Chinese demand for platinum jewellery set to slow 18th November 2003
China is set for a fall in demand for platinum jewellery by as much as a fifth according to new analysis from Johnson Matthey.
It is thought sales of the precious metal will fall by around 19 per cent to 1.2 million oz in the jewellery sector by the end of 2003 in comparison to last year, as a series of factors have led to difficult economic environment.
The Johnson Matthey interim report suggests that the rapidly rising spot price of the precious metal squeezed manufacturing margins, leading many jewellery manufacturers to delay further purchases.
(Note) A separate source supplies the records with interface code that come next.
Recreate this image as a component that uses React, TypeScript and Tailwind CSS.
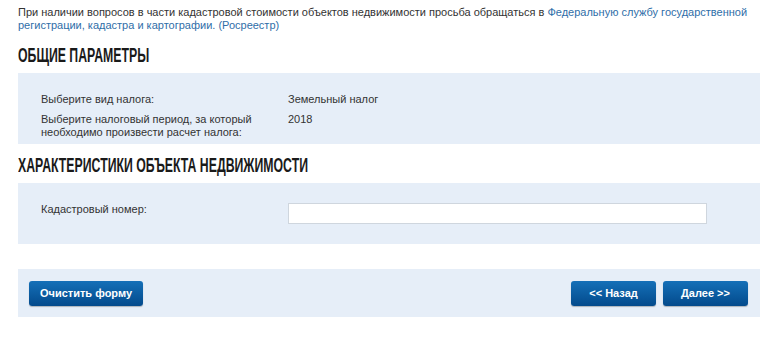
import React from 'react';

const Heading = ({ children }: { children: React.ReactNode }) => (
  <h2 className="h-[28px] flex items-center text-[21px] font-bold uppercase text-[#1a1a1a] leading-none whitespace-nowrap">
    <span className="inline-block origin-left scale-x-[0.585] [font-family:'Liberation_Sans',Arial,sans-serif]">
      {children}
    </span>
  </h2>
);

const Btn = ({ children, w }: { children: React.ReactNode; w: string }) => (
  <button
    className={`${w} h-[25px] rounded-[3px] bg-gradient-to-b from-[#1570b8] to-[#044a8c] text-white text-[11px] font-bold shadow-[0_1px_1px_rgba(0,0,0,0.25)]`}
  >
    {children}
  </button>
);

const App = () => {
  return (
    <div className="w-[768px] h-[341px] bg-white pl-[18px] pr-[8px] pt-[6px] text-[11px] leading-[13px] text-[#333] [font-family:'Liberation_Sans',Arial,sans-serif]">
      <p>
        При наличии вопросов в части кадастровой стоимости объектов недвижимости просьба обращаться в{' '}
        <a className="text-[#2f6ea8]">Федеральную службу государственной регистрации, кадастра и картографии. (Росреестр)</a>
      </p>

      <div className="mt-[8px]">
        <Heading>Общие параметры</Heading>
      </div>
      <div className="mt-[5px] bg-[#e6eef8] h-[71px] pl-[23px] pt-[20px]">
        <div className="flex">
          <div className="w-[247px]">Выберите вид налога:</div>
          <div>Земельный налог</div>
        </div>
        <div className="flex mt-[7px]">
          <div className="w-[247px]">
            Выберите налоговый период, за который
            <br />
            необходимо произвести расчет налога:
          </div>
          <div>2018</div>
        </div>
      </div>

      <div className="mt-[6px]">
        <Heading>Характеристики объекта недвижимости</Heading>
      </div>
      <div className="mt-[5px] bg-[#e6eef8] h-[61px] pl-[23px] pt-[20px] flex">
        <div className="w-[247px]">Кадастровый номер:</div>
        <input
          type="text"
          className="w-[419px] h-[21px] bg-white border border-[#cfd6de] outline-none"
        />
      </div>

      <div className="mt-[25px] bg-[#e6eef8] h-[48px] pl-[11px] pr-[12px] flex items-center justify-between">
        <Btn w="w-[114px]">Очистить форму</Btn>
        <div className="flex gap-[7px]">
          <Btn w="w-[85px]">&lt;&lt; Назад</Btn>
          <Btn w="w-[85px]">Далее &gt;&gt;</Btn>
        </div>
      </div>
    </div>
  );
};

export default App;
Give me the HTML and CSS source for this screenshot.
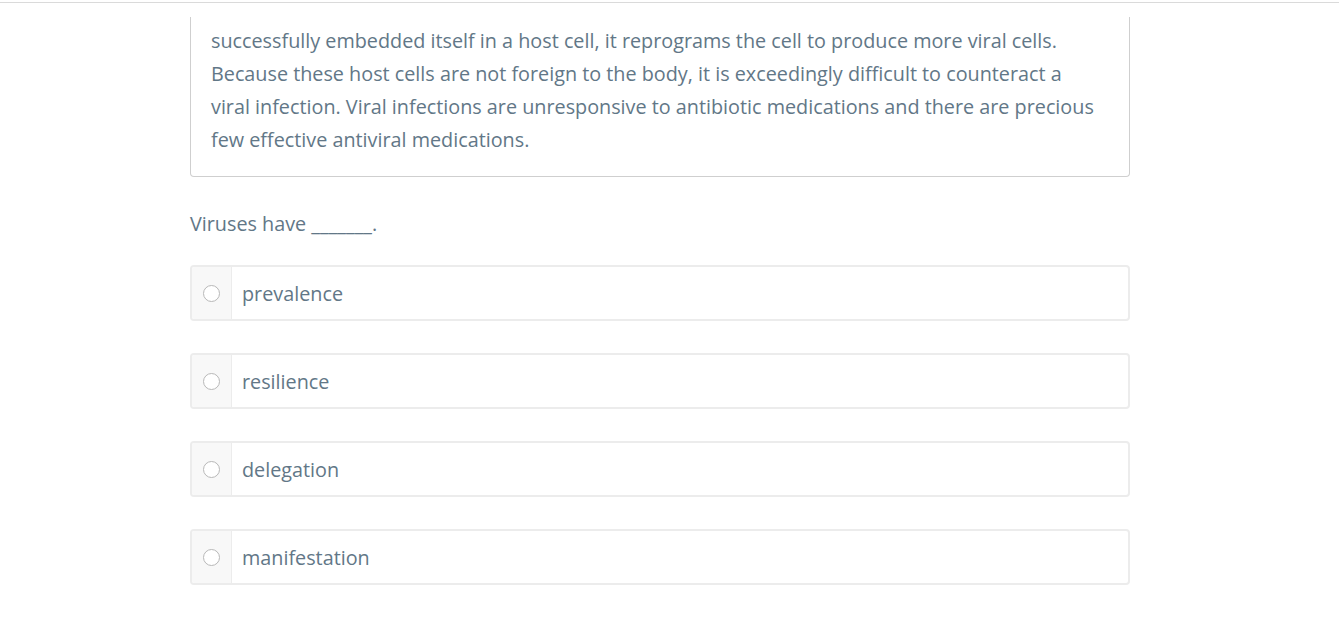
FILE: index.html
```html
<!DOCTYPE html>
<html>
<head>
<meta charset="utf-8">
<link rel="stylesheet" href="styles.css">
</head>
<body>
<div class="topbar"></div>
<main class="content">
  <div class="passage">
    <p>successfully embedded itself in a host cell, it reprograms the cell to produce more viral cells.<br>Because these host cells are not foreign to the body, it is exceedingly difficult to counteract a<br>viral infection. Viral infections are unresponsive to antibiotic medications and there are precious<br>few effective antiviral medications.</p>
  </div>
  <p class="question">Viruses have _______.</p>
  <ul class="options">
    <li class="option"><span class="radio-cell"><span class="radio"></span></span><span class="label">prevalence</span></li>
    <li class="option"><span class="radio-cell"><span class="radio"></span></span><span class="label">resilience</span></li>
    <li class="option"><span class="radio-cell"><span class="radio"></span></span><span class="label">delegation</span></li>
    <li class="option"><span class="radio-cell"><span class="radio"></span></span><span class="label">manifestation</span></li>
  </ul>
</main>
</body>
</html>
```
FILE: styles.css
```css
html, body {
  margin: 0;
  padding: 0;
  background: #fff;
}
body {
  font-family: "Open Sans", "Noto Sans", sans-serif;
  font-size: 19.8px;
  color: #627787;
}
.topbar {
  position: fixed;
  top: 0;
  left: 0;
  right: 0;
  height: 17px;
  background: #fff;
}
.topbar::before {
  content: "";
  display: block;
  margin-top: 2px;
  height: 1px;
  background: #dadada;
}
.content {
  width: 940px;
  margin-left: 190px;
  padding-top: 17px;
}
.passage {
  border: 1px solid #cfcfcf;
  border-top: none;
  border-radius: 0 0 4px 4px;
  padding: 7px 20px 20px 20px;
}
.passage p {
  margin: 0;
  line-height: 33px;
}
.question {
  margin: 30px 0 25px 0;
  line-height: 33px;
}
.options {
  list-style: none;
  margin: 0;
  padding: 0;
  display: flex;
  flex-direction: column;
  gap: 32px;
}
.option {
  display: flex;
  height: 52px;
  border: 2px solid #ececec;
  border-radius: 4px;
  overflow: hidden;
}
.radio-cell {
  width: 39px;
  background: #f8f8f8;
  border-right: 1px solid #ececec;
  display: flex;
  align-items: center;
  justify-content: center;
}
.radio {
  width: 15px;
  height: 15px;
  border: 1px solid #b8b8b8;
  border-radius: 50%;
  background: #fff;
}
.label {
  display: flex;
  align-items: center;
  padding-left: 10px;
}
```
Elsewhere the impact of the deadly SARS virus forced some smaller suppliers out of the industry, but did not have as severe effect as was first feared.
While a recovery in demand next year will rely on the efforts of Chinese manufacturers to secure improved margins, Johnson Matthey believes the pgm industry remains in good shape in South East Asia.
'In China, demand for platinum jewellery fabrication is projected to slide to 1.2 million ounces - 280,000 ounces lower than in 2002 but still the second highest year of demand on record,' the report said.
'There has not, however, been any discernible weakening of Chinese consumers' demand for platinum jewellery. Leading jewellery stores noted a rebound in platinum sales over the summer once the SARS epidemic had faded,' the report added.
The firm also pointed to the introduction of platinum on the Shanghai Gold Exchange as grounds for optimism in the region.
China accounts for 18 per cent of world platinum demand and nearly half of the global demand for platinum jewellery.